The measure of economic health is better reflected by the # of manufacturing and industrial JOBS. Unless you want incredibly high tax rates on the credentialed class and on capital gains to pay for an ever larger welfare State to support the many tens of millions who the globalist put out of work.
Changes to the current bill? Easy and modest.
1. Immediately cut all income/housing, food assistance, health IN eligibility for all able bodied Adults.
2. Grant the Executive explicit authority to impound funds and then force Congress to up/down vote standalone basis for each line item.
3. Close or shrink Agencies/Departments as ID for such by DOGE.
4. Set severe criminal penalties for financial mismanagement and malfeasance.

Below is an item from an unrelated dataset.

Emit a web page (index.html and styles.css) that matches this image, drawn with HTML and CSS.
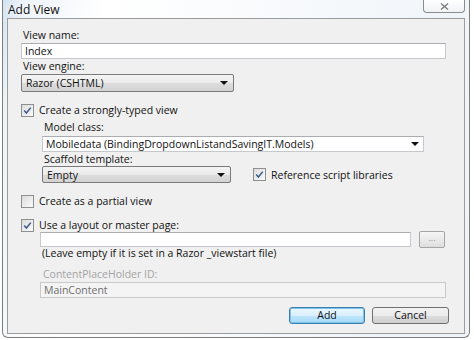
FILE: index.html
```html
<!DOCTYPE html>
<html>
<head>
<meta charset="utf-8">
<link rel="stylesheet" href="styles.css">
</head>
<body>
<div class="window">
  <div class="titlebar">
    <span class="title">Add View</span>
    <div class="close"><svg width="9" height="7" viewBox="0 0 9 7"><path d="M1 0.5 L8 6.5 M8 0.5 L1 6.5" stroke="#7a7a7a" stroke-width="1.3" fill="none"/></svg></div>
  </div>
  <div class="panel">
    <div class="label lbl-first">View name:</div>
    <div class="textbox full">Index</div>
    <div class="label">View engine:</div>
    <div class="select razor"><span>Razor (CSHTML)</span><i class="arrow"></i></div>

    <div class="checkrow row-typed">
      <span class="check on"><svg width="11" height="11" viewBox="0 0 11 11"><path d="M2.2 5.6 L4.4 8 L8.8 2.6" stroke="#3a5a8c" stroke-width="1.5" fill="none"/></svg></span>
      <span>Create a strongly-typed view</span>
    </div>
    <div class="indent">
      <div class="label lbl-model">Model class:</div>
      <div class="combo model"><span>Mobiledata (BindingDropdownListandSavingIT.Models)</span><i class="arrow"></i></div>
      <div class="label">Scaffold template:</div>
      <div class="scaffold-row">
        <div class="select empty"><span>Empty</span><i class="arrow"></i></div>
        <div class="checkrow inline">
          <span class="check on"><svg width="11" height="11" viewBox="0 0 11 11"><path d="M2.2 5.6 L4.4 8 L8.8 2.6" stroke="#3a5a8c" stroke-width="1.5" fill="none"/></svg></span>
          <span>Reference script libraries</span>
        </div>
      </div>
    </div>

    <div class="checkrow row-partial">
      <span class="check"></span>
      <span>Create as a partial view</span>
    </div>
    <div class="checkrow row-layout">
      <span class="check on"><svg width="11" height="11" viewBox="0 0 11 11"><path d="M2.2 5.6 L4.4 8 L8.8 2.6" stroke="#3a5a8c" stroke-width="1.5" fill="none"/></svg></span>
      <span>Use a layout or master page:</span>
    </div>
    <div class="master">
      <div class="master-row">
        <div class="textbox layout"></div>
        <div class="browse">...</div>
      </div>
      <div class="hint">(Leave empty if it is set in a Razor _viewstart file)</div>
      <div class="label disabled">ContentPlaceHolder ID:</div>
      <div class="textbox dis">MainContent</div>
    </div>

    <div class="buttons">
      <div class="btn default">Add</div>
      <div class="btn">Cancel</div>
    </div>
  </div>
</div>
</body>
</html>
```

FILE: styles.css
```css
* { box-sizing: border-box; }
html, body { margin: 0; padding: 0; background: #ffffff; }
body {
  font-family: "Segoe UI", "Open Sans", "Noto Sans", sans-serif;
  font-size: 10.5px;
  color: #111111;
  width: 474px;
  height: 340px;
  overflow: hidden;
}
.window {
  margin-left: 2px;
  width: 468px;
  height: 338px;
  border: 1px solid #7d7d7d;
  border-top: none;
  border-radius: 0 0 6px 6px;
  background: linear-gradient(100deg, #d3e3f1 0%, #eef4f9 4%, #ffffff 20%, #f6f9fc 60%, #edf3f8 100%);
  display: flex;
  flex-direction: column;
}
.titlebar {
  height: 18px;
  display: flex;
  justify-content: space-between;
  align-items: flex-start;
  padding-left: 5px;
  padding-right: 4px;
}
.title {
  font-size: 12px;
  line-height: 14px;
  margin-top: 3px;
  color: #101010;
  text-shadow: 0 0 6px #ffffff;
}
.close {
  width: 42px;
  height: 13px;
  border: 1px solid #8c8c8c;
  border-top: none;
  border-radius: 0 0 4px 4px;
  background: linear-gradient(#ffffff, #f0f2f4);
  display: flex;
  align-items: center;
  justify-content: center;
}
.panel {
  margin: 0 4px 3px 4px;
  flex: 1;
  border: 1px solid #9c9c9c;
  background: #f0f0f0;
  padding: 9px 18px 0 13px;
  display: flex;
  flex-direction: column;
}
.label {
  line-height: 14px;
  height: 14px;
  padding-left: 2px;
  white-space: nowrap;
}
.label.disabled { color: #a3a3a3; }
.textbox {
  height: 16px;
  border: 1px solid #c5c8cd;
  border-top-color: #abadb3;
  background: #ffffff;
  line-height: 14px;
  padding-left: 3px;
  white-space: nowrap;
}
.lbl-first { margin-top: 0; }
.full { margin-top: 1px; }
.select {
  height: 18px;
  border: 1px solid #7a7a7a;
  border-radius: 2px;
  background: linear-gradient(#f4f4f4 0%, #ebebeb 50%, #dddddd 51%, #d3d3d3 100%);
  display: flex;
  align-items: center;
  justify-content: space-between;
  padding: 0 5px 0 4px;
  line-height: 14px;
}
.arrow {
  width: 0;
  height: 0;
  border-left: 4px solid transparent;
  border-right: 4px solid transparent;
  border-top: 4px solid #111111;
}
.razor { width: 213px; margin-top: 1px; }
.checkrow {
  display: flex;
  align-items: center;
  height: 14px;
  line-height: 14px;
  gap: 5px;
  white-space: nowrap;
}
.check {
  width: 13px;
  height: 13px;
  border: 1px solid #8e8f8f;
  background: linear-gradient(135deg, #dcdcdc, #fbfbfb);
  display: flex;
  align-items: center;
  justify-content: center;
  flex: none;
}
.row-typed { margin-top: 11px; }
.indent {
  padding-left: 21px;
  display: flex;
  flex-direction: column;
}
.lbl-model { margin-top: 3px; }
.combo {
  height: 16px;
  border: 1px solid #c5c8cd;
  border-top-color: #abadb3;
  background: #ffffff;
  display: flex;
  align-items: center;
  justify-content: space-between;
  padding: 0 4px 0 3px;
  line-height: 14px;
  white-space: nowrap;
}
.model { width: 382px; margin-top: 2px; }
.scaffold-row {
  display: flex;
  align-items: center;
  height: 17px;
  gap: 22px;
}
.empty { width: 189px; height: 17px; }
.row-partial { margin-top: 11px; }
.row-layout { margin-top: 10px; }
.master {
  padding-left: 19px;
  display: flex;
  flex-direction: column;
}
.master-row {
  display: flex;
  align-items: center;
  height: 15px;
  gap: 8px;
}
.layout { width: 371px; height: 15px; }
.browse {
  width: 26px;
  height: 17px;
  border: 1px solid #a5a5a5;
  border-radius: 2px;
  background: linear-gradient(#f6f6f6, #dedede);
  color: #8a8a8a;
  font-size: 9px;
  line-height: 12px;
  text-align: center;
}
.hint {
  line-height: 12px;
  height: 12px;
  padding-left: 2px;
  white-space: nowrap;
}
.master .disabled { margin-top: 8px; padding-left: 3px; }
.dis {
  margin-top: 1px;
  width: 406px;
  background: #f4f4f4;
  border-color: #c9c9c9;
  color: #6d6d6d;
}
.buttons {
  margin-top: 9px;
  margin-right: -3px;
  display: flex;
  justify-content: flex-end;
  gap: 7px;
}
.btn {
  width: 77px;
  height: 17px;
  border: 1px solid #707070;
  border-radius: 3px;
  background: linear-gradient(#f2f2f2 0%, #ebebeb 50%, #dddddd 51%, #cfcfcf 100%);
  text-align: center;
  line-height: 15px;
}
.btn.default {
  width: 76px;
  border-color: #3c7fb1;
  background: linear-gradient(#eaf6fd 0%, #d9f0fc 50%, #bee6fd 51%, #a7d9f5 100%);
  box-shadow: inset 0 0 0 1px #7ec2ea;
}
```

5. End Federal employee unions.
That’s all very reasonable. I’d really prefer to use the last.Clinton budget adjusted for inflation and set that as the top line spending cap. Then work backwards to fund things based on explicit powers priorities. IOW fund the debt payments, find the retirements, fund VA, fund DoD. Put 2% towards debt reduction. Whatever revenues remains unspent are what is available for funding everything else.
The MMT idiocy is and utter lack of fiscal discipline is the cause for loss of faith. Add to that the neocon bad decision to seize Russian assets including dollar reserves held abroad. That creates a lack of trust in the us gov’t, how it operates, whether another Nation is ‘next’ to have its assets taken and all 3 rating agencies agree the ability to repay is in doubt. Recall that the rating agencies didn’t lower ratings on CDO until just before the housing crash b/c they do not want to rock the boat.
And our bond rating is once again downgraded. What a surprise!
All the folks more interested in kicking the debt issue down the road are gonna discover that the end of the road is looming. The closer we get the higher the chance of a sovereign debt crisis. It will make the Great depression look like a picnic.